A Community Devoted to the Preservation and Practice of Celestial Navigation and Other Methods of Traditional Wayfinding
From: David Pike
Date: 2021 Jan 2, 01:07 -0800
Solution to the external tangents to three circles problem
Adrian F you wrote: I’ve looked at the diagram long and hard and I’m struggling to say why the three points are co-linear, but I’ve taken a step into the maths of the problem by showing through calculation that they are, for each of several sets of circle-arrangements. I recognise that’s in a way only re-stating what your diagram shows graphically, but I found it an interesting exercise so thanks for the quiz-question. Regards, Adrian F
As an aside on my method :
Having assigned notional x and y co-ordinates to the centres of the circles, and a radius to each, the x and y co-ordinates of each of points G, E, S (where the tangents meet) were established by trigonometry. I found it useful in this to show that the line going through the centre of each pair of circles (say M and O), when extended also goes through the point S where the tangents meet, and that the lengths MS and OS are in the ratio of the radii. I used a spreadsheet to calculate the positions of G,E,S for any desired permutation of circle parameters, and the three points are co-linear in every case I’ve looked at.

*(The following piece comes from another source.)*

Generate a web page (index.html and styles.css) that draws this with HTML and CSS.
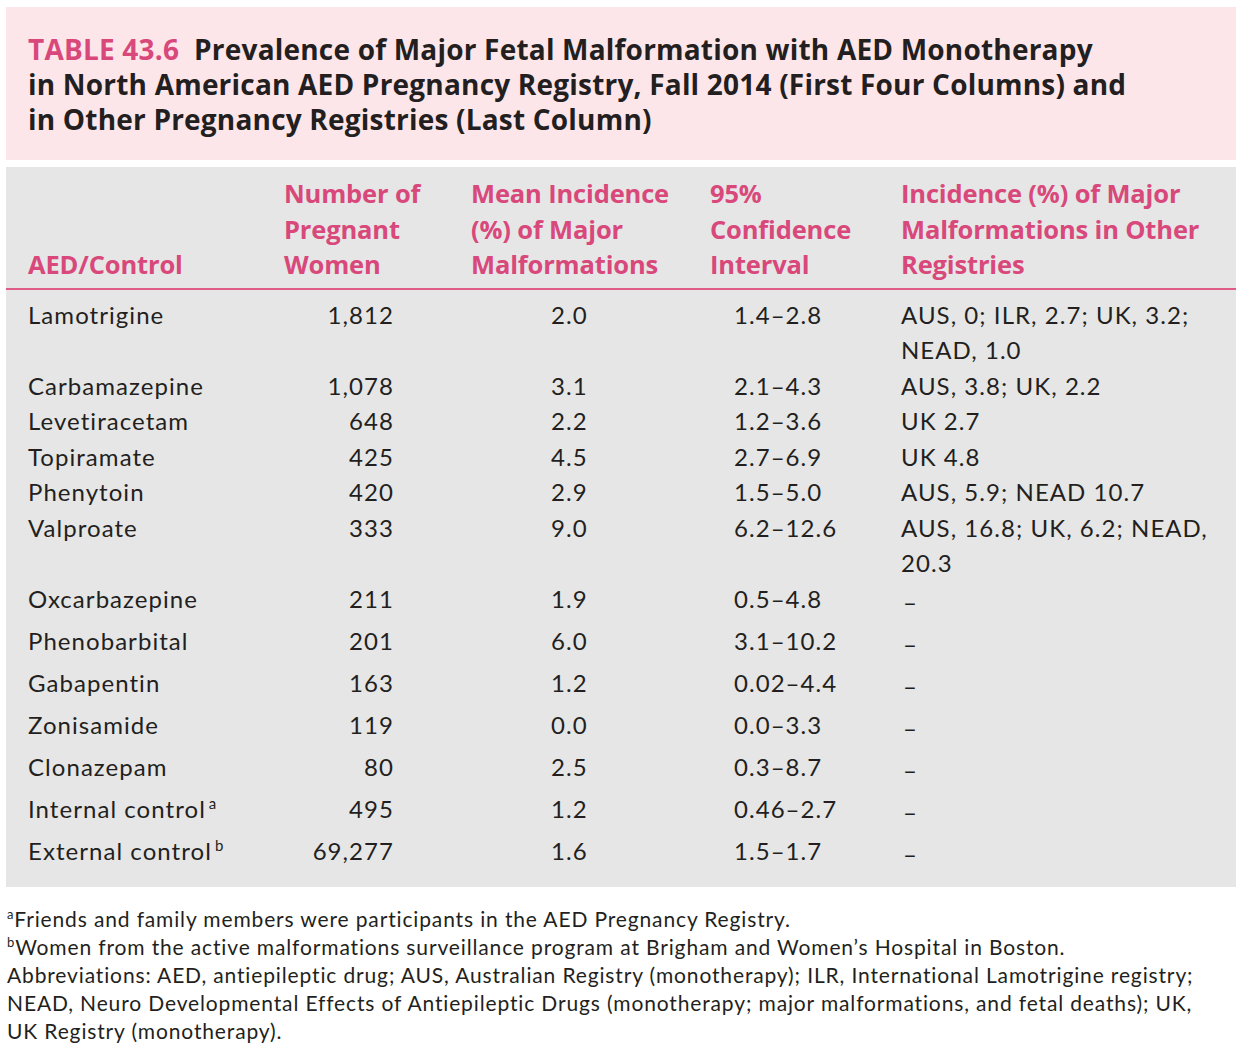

Your argument adds strength to my paras 9 & 10, the weakest part of my own explanation, which I set out below. Apologies for the corny lettering of my diagram (M, O, N, G, E, & S)
Googling ‘external’ tangents to three circles leads you to Monge’s Theorem in Wikipedia. Yes, there really was a man called Monge. However, the explanation doesn’t make a lot of sense to me as a non-mathematician. More Googling does drop a lot of clues, so I thought I’d try and put those together in a way that would convince the man on your local omnibus.
1. Consider for a moment three spheres rather than three circles.
2. Place those three spheres on a sheet of stiff card. A dab of glue from a glue gun helps a lot (Photo one).
3. Place a second piece of stiff card on top of the three spheres such that it touches all three spheres (Photo two)
4. Slide the top card down until it meets the bottom card.
5. You’ll notice the two cards intersect along a straight line (which we’ll call ‘the fold’), as do any two non-parallel planes (Photo three).
6. Notice also that the lines touching top and bottom of each pair of spheres are also pairs of external tangents which intersect at the fold.
7. Now just imagine you wrap a piece of paper around one pair of spheres. You would get something looking like an ice-cream cone thus proving that every pair of external tangents for a pair of spheres meet at the same point. I.e. at the fold.
8. We can now slice through each pair of spheres in turn so that we get two exact circles, and the external tangents will intersect somewhere along the fold.
9. Admittedly, you have to slice along three different planes, to get three pairs of circles, but this doesn’t matter, because all tangents to each pair of spheres intersect at the fold.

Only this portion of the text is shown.